The result is a pleasing gravelled quadrangle approached through a gothic-style galvanised iron gate in a rebuilt stone wall. The gate was designed by Bee and made by Jon Ward at the Donkeywell Forge, Cirencester. The design is based on the quatrefoil in the courtyard garden. ‘I am indebted to the local stonemasons, Trevor Rowlands and Ken Stevens, who rebuilt the wall using stone from the Farmington quarry, and to the craftsmen at the forge; I have great admiration for their skills,’ says Bee.

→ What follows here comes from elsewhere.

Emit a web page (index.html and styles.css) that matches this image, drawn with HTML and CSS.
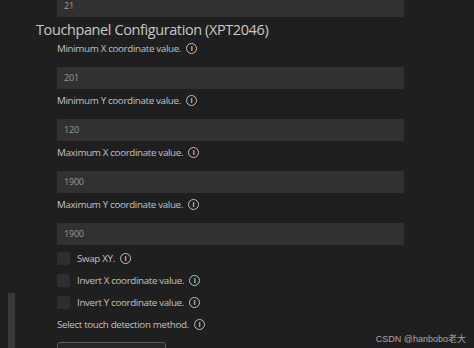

The local blacksmith also made the archway through to the potager, in which Bee grows fruit and vegetables alongside flowers for cutting. ‘Our grandchildren help to sow and harvest the flowers and vegetables; sunflowers and potatoes are their favourites,’ Bee says, fondly.
A tiny greenhouse bursting with tomatoes is useful for bringing on seedlings before planting out. Bamboo canes topped with empty snail shells are not just there to support plants. ‘The snail shells are quite sculptural and they stop you poking your eye out when you’re gardening!’ laughs Bee.
The front of the house was formerly an unloved driveway but has now been transformed into a welcoming entrance, giving the visitor a flavour of the delights that lie behind the house. Imposing Acanthus spinosus, spiny bear’s breech, are planted at the gate beside the daisy-like Leucanthemum x superbum. Purple Clematis ‘Perle d’Azur’ clambers through red and white roses across the front of the cottage, beside which a narrow rill trickles gently by. ‘Although it does require dredging once a year to keep it flowing,’ confesses Bee.
With a borrowed view of the Cotswold hills beyond, Bee and Nigel’s garden is the perfect retreat from the modern world. ‘We have lived in several places, from the New Forest to London, but this is definitely our favourite’.